Instructions to follow
Your answer should be one number: how many lines of the records hold the string "index".

Data provided
########
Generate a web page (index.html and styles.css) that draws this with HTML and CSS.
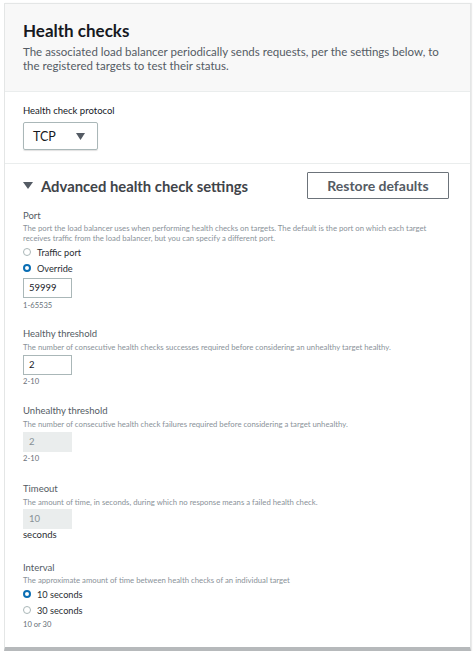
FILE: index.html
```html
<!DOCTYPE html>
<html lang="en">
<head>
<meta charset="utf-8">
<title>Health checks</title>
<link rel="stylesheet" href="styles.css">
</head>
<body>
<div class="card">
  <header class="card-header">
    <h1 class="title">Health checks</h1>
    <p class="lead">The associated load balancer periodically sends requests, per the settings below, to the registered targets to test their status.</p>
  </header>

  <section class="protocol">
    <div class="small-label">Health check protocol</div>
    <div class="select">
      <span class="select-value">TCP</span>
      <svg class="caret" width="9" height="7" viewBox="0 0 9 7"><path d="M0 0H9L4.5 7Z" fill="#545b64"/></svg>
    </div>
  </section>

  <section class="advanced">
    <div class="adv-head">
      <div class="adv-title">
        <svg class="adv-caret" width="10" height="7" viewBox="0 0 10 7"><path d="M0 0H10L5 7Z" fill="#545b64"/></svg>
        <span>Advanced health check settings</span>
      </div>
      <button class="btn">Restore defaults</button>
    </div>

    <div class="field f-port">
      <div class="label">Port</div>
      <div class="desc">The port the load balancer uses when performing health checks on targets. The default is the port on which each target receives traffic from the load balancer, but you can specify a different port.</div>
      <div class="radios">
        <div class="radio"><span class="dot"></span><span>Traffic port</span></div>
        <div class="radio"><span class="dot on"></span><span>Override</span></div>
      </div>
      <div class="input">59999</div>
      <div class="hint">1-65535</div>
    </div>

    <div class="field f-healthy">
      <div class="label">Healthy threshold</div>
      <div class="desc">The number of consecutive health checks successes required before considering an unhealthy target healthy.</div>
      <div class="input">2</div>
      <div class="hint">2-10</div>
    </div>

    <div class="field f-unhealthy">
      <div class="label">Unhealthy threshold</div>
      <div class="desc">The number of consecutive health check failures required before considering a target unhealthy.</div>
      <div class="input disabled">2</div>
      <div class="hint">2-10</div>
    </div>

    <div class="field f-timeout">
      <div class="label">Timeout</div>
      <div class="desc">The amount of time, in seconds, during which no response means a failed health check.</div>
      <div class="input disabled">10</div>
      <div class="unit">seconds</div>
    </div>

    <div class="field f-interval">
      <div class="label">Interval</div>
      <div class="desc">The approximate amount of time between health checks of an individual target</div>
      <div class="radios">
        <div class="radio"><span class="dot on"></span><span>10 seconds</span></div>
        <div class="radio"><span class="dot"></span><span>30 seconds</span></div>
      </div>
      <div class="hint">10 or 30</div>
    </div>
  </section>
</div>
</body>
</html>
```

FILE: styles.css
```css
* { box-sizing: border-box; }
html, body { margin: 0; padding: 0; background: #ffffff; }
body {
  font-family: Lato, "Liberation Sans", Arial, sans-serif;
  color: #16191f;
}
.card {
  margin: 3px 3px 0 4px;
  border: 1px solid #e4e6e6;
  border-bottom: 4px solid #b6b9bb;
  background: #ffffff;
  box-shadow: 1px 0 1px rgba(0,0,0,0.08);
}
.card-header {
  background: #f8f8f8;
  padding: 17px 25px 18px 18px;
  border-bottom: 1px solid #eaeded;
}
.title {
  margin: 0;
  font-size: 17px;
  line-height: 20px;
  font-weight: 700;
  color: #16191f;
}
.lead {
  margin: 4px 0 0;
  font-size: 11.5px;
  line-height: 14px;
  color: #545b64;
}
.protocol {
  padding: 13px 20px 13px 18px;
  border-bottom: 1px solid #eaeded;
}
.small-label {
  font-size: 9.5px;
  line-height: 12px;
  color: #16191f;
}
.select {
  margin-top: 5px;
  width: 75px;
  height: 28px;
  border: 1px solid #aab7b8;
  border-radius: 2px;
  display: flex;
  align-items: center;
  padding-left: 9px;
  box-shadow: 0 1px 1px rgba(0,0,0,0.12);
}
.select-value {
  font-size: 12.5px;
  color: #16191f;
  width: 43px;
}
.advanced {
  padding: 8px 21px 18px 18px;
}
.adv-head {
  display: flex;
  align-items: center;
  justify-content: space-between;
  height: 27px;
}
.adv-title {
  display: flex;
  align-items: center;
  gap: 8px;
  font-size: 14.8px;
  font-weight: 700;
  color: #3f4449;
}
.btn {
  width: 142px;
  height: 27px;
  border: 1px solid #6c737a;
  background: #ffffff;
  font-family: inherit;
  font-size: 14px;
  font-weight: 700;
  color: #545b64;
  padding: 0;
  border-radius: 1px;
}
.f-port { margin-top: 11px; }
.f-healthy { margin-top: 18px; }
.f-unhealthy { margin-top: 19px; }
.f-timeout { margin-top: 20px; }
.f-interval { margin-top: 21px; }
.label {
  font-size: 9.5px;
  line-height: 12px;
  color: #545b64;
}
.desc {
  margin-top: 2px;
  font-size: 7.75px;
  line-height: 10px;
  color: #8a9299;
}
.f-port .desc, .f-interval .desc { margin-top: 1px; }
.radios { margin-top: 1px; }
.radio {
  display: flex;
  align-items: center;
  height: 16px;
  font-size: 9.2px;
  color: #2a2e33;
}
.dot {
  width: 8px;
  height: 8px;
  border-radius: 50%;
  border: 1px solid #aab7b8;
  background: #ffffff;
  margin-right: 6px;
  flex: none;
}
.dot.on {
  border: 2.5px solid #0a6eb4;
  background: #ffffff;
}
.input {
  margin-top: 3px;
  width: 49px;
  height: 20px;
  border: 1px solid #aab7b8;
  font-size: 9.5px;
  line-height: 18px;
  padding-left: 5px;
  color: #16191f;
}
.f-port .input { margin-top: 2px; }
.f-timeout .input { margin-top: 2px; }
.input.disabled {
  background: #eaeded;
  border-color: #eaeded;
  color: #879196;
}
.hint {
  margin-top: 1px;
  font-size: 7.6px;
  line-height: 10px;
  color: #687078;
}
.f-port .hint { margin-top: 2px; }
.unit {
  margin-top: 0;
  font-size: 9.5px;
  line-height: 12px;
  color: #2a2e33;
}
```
########
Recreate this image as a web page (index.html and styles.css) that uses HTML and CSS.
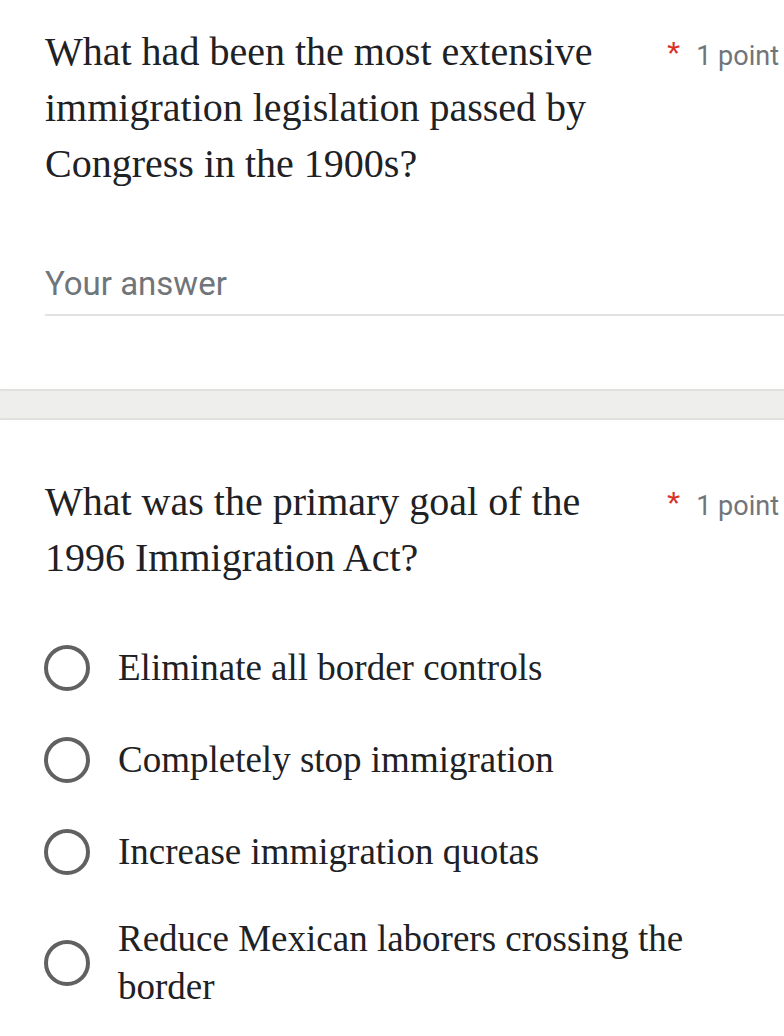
########
Result of this exercise
3